How useful is it studying literature? The reason I ask is because (at least my high school) English courses seem to miss the target. Let me explain. We read the text. We find the "what's" of the work, what the author is trying to say. And then, instead of going on to evaluate the validity of the author's opinions on the topic we go backwards! We start describing how the author conveys their themes. My answer is: who cares. I'm sure that is not what the authors want us to look at. It's like evaluating how the frame of a painting accentuates such and such, rather than looking at the painting itself. Is it a fault with the nature of the subject of literary study, do I not understand the subject properly, or is it just not for me? Thanks for your time.
Accepted:
December 28, 2008

Comments

Douglas Burnham
January 13, 2009 (changed January 13, 2009) Permalink

You understand the subject correctly, I believe. The study of literature has not always been done in this way, and is not done the same way everywhere. Saying that, the study of the way literature achieves meaning and certain effects, and the relation of these to the social or intellectual climate of the time, is a dominant way of doing things. Thus, for the most part, the study of literature is the study of how literature 'works', and not the validity of any ideas it contains.

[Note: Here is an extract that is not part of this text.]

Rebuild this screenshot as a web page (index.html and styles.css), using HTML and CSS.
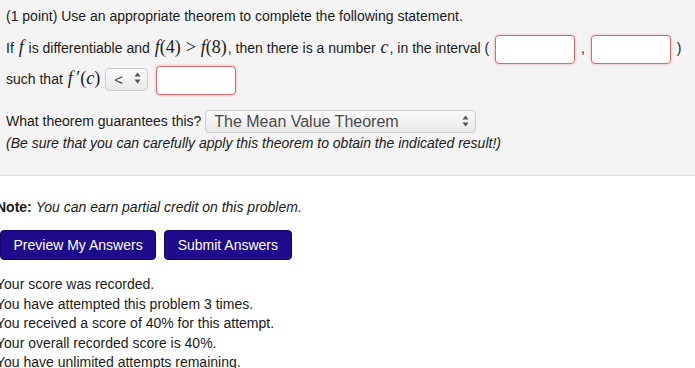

However, it's not entirely lacking in usefulness! The study of literature might unveil subtle rhetorical ploys used to make an implausible idea seem self-evident; also it might (like history) help us to understand where ideas come from, why they were believed; finally, it might help us to understand the significance ideas have in people's lives, in part by dramatising how the consequences of beliefs or actions play out. All of these things are philosophically valuable.